Yang kedua, makrifat amal yang dijelaskan untuk diamalkan –sebagai tujuannya. Sekiranya seseorang mengimani atau mempercayainya tetapi tidak mengamalkannya, misal percaya kewajiban shalat tetapi tidak melaksanakannya, adakah nilai bagi imannya itu? Tidak. Mengapa? Karena tujuan dari pensyariatan atau makrifat ini adalah amal.

Jadi, makrifat keagamaan terbagi pada: makrifat ‘aqdiyah (keyakinan) dan makrifat ‘amaliyah.

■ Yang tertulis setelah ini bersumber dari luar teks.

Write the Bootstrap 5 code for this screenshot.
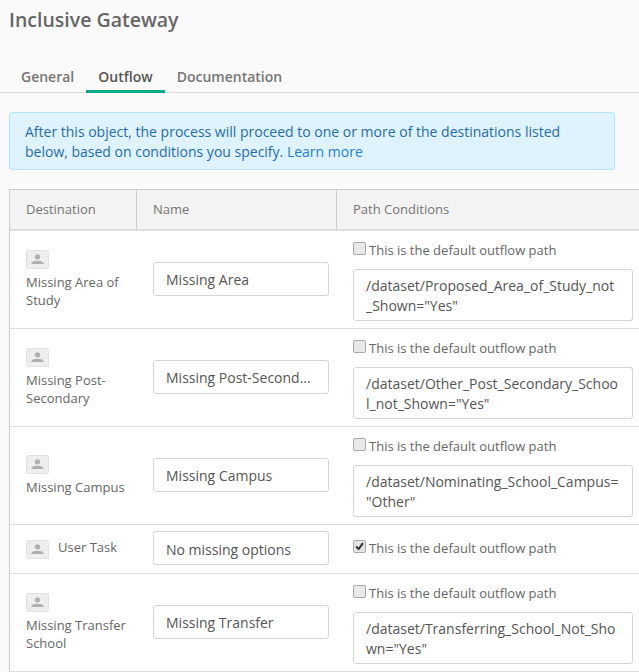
<!DOCTYPE html>
<html lang="en">

<head>
  <meta charset="UTF-8">
  <meta name="viewport" content="width=device-width, initial-scale=1.0">
  <title>Inclusive Gateway</title>
  <link href="https://cdn.jsdelivr.net/npm/bootstrap@5.3.0/dist/css/bootstrap.min.css" rel="stylesheet">
  <style>
    body {
      background-color: #fafafa;
      font-family: "Open Sans", sans-serif;
      font-size: 13px;
      color: #666;
      overflow: hidden;
      height: 672px;
    }

    .panel-title {
      font-size: 19.5px;
      font-weight: 600;
      line-height: 24px;
      color: #666;
      margin: 0;
      padding: 8px 0 0 9px;
    }

    .tab-bar {
      margin-top: 29px;
      padding-left: 9px;
      height: 32px;
      border-bottom: 1px solid #ddd;
      flex-wrap: nowrap;
    }

    .tab-bar .nav-link {
      font-size: 14px;
      font-weight: 600;
      line-height: 20px;
      color: #757575;
      padding: 6px 12px 0;
      height: 32px;
      border-bottom: 3px solid transparent;
    }

    .tab-bar .nav-link.active {
      color: #555;
      border-bottom-color: #0aa98b;
    }

    .info-box {
      margin: 19px 24px 0 9px;
      padding: 9px 15px;
      height: 58px;
      font-size: 14px;
      line-height: 20px;
      color: #1f6cab;
      background-color: #dff3fe;
      border: 1px solid #b3e5fc;
      border-radius: 3px;
    }

    .info-box a {
      color: #1c7fd6;
      text-decoration: none;
    }

    .flow-wrap {
      margin: 19px 0 0 9px;
      width: 640px;
    }

    .flow-table {
      table-layout: fixed;
      width: 640px;
      margin: 0;
      border-collapse: separate;
      border-spacing: 0;
      border-left: 1px solid #ccc;
    }

    .flow-table th {
      height: 42px;
      padding: 0 16px;
      font-size: 13px;
      font-weight: 400;
      color: #757575;
      background-color: #f3f3f3;
      border-top: 1px solid #ccc;
      border-bottom: 2px solid #ddd;
      border-right: 1px solid #ccc;
      vertical-align: middle;
    }

    .flow-table td {
      padding: 0 16px;
      background-color: #fff;
      border-bottom: 1px solid #ddd;
      vertical-align: middle;
      color: #666;
    }

    .flow-table .row-tall td {
      height: 98px;
    }

    .flow-table .row-tall td.path-cell {
      padding-top: 3px;
    }

    .flow-table .row-short td {
      height: 49px;
    }

    .flow-table td.dest-cell {
      padding-right: 10px;
      font-size: 13px;
      line-height: 18px;
    }

    .col-dest {
      width: 127px;
    }

    .col-name {
      width: 200px;
    }

    .person-icon {
      display: block;
      width: 23px;
      height: 19px;
      border-radius: 2px;
      background-color: #eee;
      border: 1px solid #e2e2e2;
      margin-bottom: 4px;
    }

    .dest-inline .person-icon {
      margin: 0 9px 0 0;
      flex: none;
    }

    .dest-inline span {
      margin-bottom: 5px;
    }

    .flow-table .form-control {
      font-size: 14px;
      line-height: 20px;
      color: #555;
      background-color: #fff;
      border: 1px solid #d5d5d5;
      border-radius: 3px;
      box-shadow: none;
    }

    .name-input {
      width: 176px;
      height: 34px;
      padding: 7px 12px 5px;
      margin-bottom: 2px;
      text-overflow: ellipsis;
    }

    .path-input {
      display: block;
      width: 280px;
      height: 52px;
      min-height: 0;
      padding: 6px 12px;
      resize: none;
      overflow: hidden;
      word-break: break-all;
    }

    .default-check {
      font-size: 13px;
      line-height: 18px;
      margin-bottom: 10px;
      color: #666;
    }

    .row-short .default-check {
      margin-bottom: 2px;
    }

    .default-check .form-check-input {
      width: 13px;
      height: 13px;
      margin: 0 3px 4px 0;
      background-color: #e9e9e9;
      border: 1px solid #aaa;
      border-radius: 2px;
      box-shadow: none;
      flex: none;
    }

    .default-check .form-check-input:checked {
      background-color: #e4e4e4;
      background-image: url("data:image/svg+xml,%3csvg xmlns='http://www.w3.org/2000/svg' viewBox='0 0 13 13'%3e%3cpath fill='none' stroke='%23333' stroke-width='2.4' d='M2.500 6.500l3 3 5-7'/%3e%3c/svg%3e");
      border-color: #aaa;
    }
  </style>
</head>

<body>
  <h1 class="panel-title">Inclusive Gateway</h1>

  <ul class="nav tab-bar">
    <li class="nav-item"><a class="nav-link" href="#">General</a></li>
    <li class="nav-item"><a class="nav-link active" href="#">Outflow</a></li>
    <li class="nav-item"><a class="nav-link" href="#">Documentation</a></li>
  </ul>

  <div class="info-box">
    After this object, the process will proceed to one or more of the destinations listed
    below, based on conditions you specify. <a href="#">Learn more</a>
  </div>

  <div class="flow-wrap">
    <table class="flow-table">
      <thead>
        <tr>
          <th class="col-dest">Destination</th>
          <th class="col-name">Name</th>
          <th>Path Conditions</th>
        </tr>
      </thead>
      <tbody>
        <tr class="row-tall">
          <td class="dest-cell">
            <svg class="person-icon" viewBox="0 0 23 19"><circle cx="11.500" cy="6.500" r="3" fill="#b0b0b0"/><path d="M4.500 14.500c0-3 4-3.700 7-3.700s7 .7 7 3.700z" fill="#b0b0b0"/></svg>
            Missing Area of Study
          </td>
          <td><input class="form-control name-input" type="text" value="Missing Area"></td>
          <td class="path-cell">
            <div class="default-check d-flex align-items-center"><input class="form-check-input" type="checkbox"><span>This is the default outflow path</span></div>
            <textarea class="form-control path-input">/dataset/Proposed_Area_of_Study_not_Shown="Yes"</textarea>
          </td>
        </tr>
        <tr class="row-tall">
          <td class="dest-cell">
            <svg class="person-icon" viewBox="0 0 23 19"><circle cx="11.500" cy="6.500" r="3" fill="#b0b0b0"/><path d="M4.500 14.500c0-3 4-3.700 7-3.700s7 .7 7 3.700z" fill="#b0b0b0"/></svg>
            Missing Post-Secondary
          </td>
          <td><input class="form-control name-input" type="text" value="Missing Post-Secondary School"></td>
          <td class="path-cell">
            <div class="default-check d-flex align-items-center"><input class="form-check-input" type="checkbox"><span>This is the default outflow path</span></div>
            <textarea class="form-control path-input">/dataset/Other_Post_Secondary_School_not_Shown="Yes"</textarea>
          </td>
        </tr>
        <tr class="row-tall">
          <td class="dest-cell">
            <svg class="person-icon" viewBox="0 0 23 19"><circle cx="11.500" cy="6.500" r="3" fill="#b0b0b0"/><path d="M4.500 14.500c0-3 4-3.700 7-3.700s7 .7 7 3.700z" fill="#b0b0b0"/></svg>
            Missing Campus
          </td>
          <td><input class="form-control name-input" type="text" value="Missing Campus"></td>
          <td class="path-cell">
            <div class="default-check d-flex align-items-center"><input class="form-check-input" type="checkbox"><span>This is the default outflow path</span></div>
            <textarea class="form-control path-input">/dataset/Nominating_School_Campus=
"Other"</textarea>
          </td>
        </tr>
        <tr class="row-short">
          <td class="dest-cell">
            <div class="dest-inline d-flex align-items-center">
              <svg class="person-icon" viewBox="0 0 23 19"><circle cx="11.500" cy="6.500" r="3" fill="#b0b0b0"/><path d="M4.500 14.500c0-3 4-3.700 7-3.700s7 .7 7 3.700z" fill="#b0b0b0"/></svg>
              <span>User Task</span>
            </div>
          </td>
          <td><input class="form-control name-input" type="text" value="No missing options"></td>
          <td>
            <div class="default-check d-flex align-items-center"><input class="form-check-input" type="checkbox" checked><span>This is the default outflow path</span></div>
          </td>
        </tr>
        <tr class="row-tall">
          <td class="dest-cell">
            <svg class="person-icon" viewBox="0 0 23 19"><circle cx="11.500" cy="6.500" r="3" fill="#b0b0b0"/><path d="M4.500 14.500c0-3 4-3.700 7-3.700s7 .7 7 3.700z" fill="#b0b0b0"/></svg>
            Missing Transfer School
          </td>
          <td><input class="form-control name-input" type="text" value="Missing Transfer"></td>
          <td class="path-cell">
            <div class="default-check d-flex align-items-center"><input class="form-check-input" type="checkbox"><span>This is the default outflow path</span></div>
            <textarea class="form-control path-input">/dataset/Transferring_School_Not_Shown="Yes"</textarea>
          </td>
        </tr>
      </tbody>
    </table>
  </div>

  <script src="https://cdn.jsdelivr.net/npm/bootstrap@5.3.0/dist/js/bootstrap.bundle.min.js"></script>
</body>

</html>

Yang pertama, yang tak diperselisihkan dari perkara-perkaranya ialah iman kepada Rasulullah saw. Masalah yang diperselisihkan ialah soal imamah, apakah bagian dari perkara-perkara keimanan (‘aqdiyah) ataukah ‘amaliyah?

Imamah bagian dari makrifat, makrifat manakah di antara dua macamnya yang sebagai dasar? Apakah keduanya merupakan dasar, ataukah salah satunya, dan yang lainnya merupakan cabang dalam arti kokoh dan tidaknya yang satu berefek pada yang lain?

Mengikuti sebuah ungkapan yang dinisbatkan kepada Imam Ali: “Ambillah isi dari semua ilmu dan abaikan kulitnya.”, maka yang patut diambil dan dikaji adalah isi yang merupakan dasar untuk dikukuhkan.

Kebalikan sebagian orang yang berpegangan pada cabang, sampai batas menekankan pada “kulit” cabang sedemikian rupa, sehingga jauh dari pengetahuan dasar atau isi. Mereka sebagaimana teori “Cukuplah Kitabullah”, menganut mujasimah (teori penjisiman Tuhan) ketika memaknakan ayat: “Kepada-Nya-lah naik perkataan-perkataan yang baik..”, bahwa Allah di atas, dan “kita naik kepada-Nya.”

 

Tafsir QS.Fathir 10

Di dalam pembahasan tauhid dikatakan bahwa tiada arah, ruang, waktu dan dimensi-dimensi lainnya -yang merupakan sifat-sifat makhluk- bagi Allah. Lantas, apa makna “shu’ûd” (naik) dalam QS.Fathir 10; اليه يصعد الكلم الطيب?:

1-Shu’ûd bermakna qurb ilahi (kedekatan dengan Tuhan) dan kehadiran di hadapan Allah. Semisal bila melaksanakan suatu amal qurbatan ilallâh (dalam mendekatkan diri kepada Allah). Artinya, hadir. Hamba merasa keluar dari kelalaian dan di alam kehadiran.

2-Qurb adalah kehadiran hamba di hadapan Allah dalam arti taat kepada-Nya dan tidak lalai dari-Nya. Berbeda dengan hal seseorang yang lalai dari Allah, ia jauh dari-Nya.

Kemudian “al-kalimu ath-thayib” yang dimaksud ialah:

1-Yang mendekatkan hamba kepada Allah dan mengeluarkan dia dari alam kelalaian menuju alam kehadiran.

2-Akidah yang benar; ia lah yang mendekatkan hamba kepada Allah.

Mengapa “al-kalimu ath-thayib” ditafsirkan dengan akidah yang benar? Dua indikasi menunjukkan padanya:

1-Ayat tersebut lalu mengatakan, “wal ‘amal ash-shâlih yarfa’uh” (dan amal yang saleh dinaikkan-Nya). Apa yang diangkat (marfu’) adalah sesuatu selain amal saleh (rafi’) yang mengangkatnya.

2-Sesuatu yang diangkat adalah iman. Bahwasannya Alquran tak menyebut amal saleh kecuali disertai oleh iman. Di dalam banyak ayat terdapat pasangan antara iman dan amal, ketika mengatakan, amal shaleh mengangkatnya (sesuatu), yaitu “al-kalimu ath-thayib”.

Jadi, maksud dari “al-kalimu ath-thayib” adalah iman dan akidah yang benar.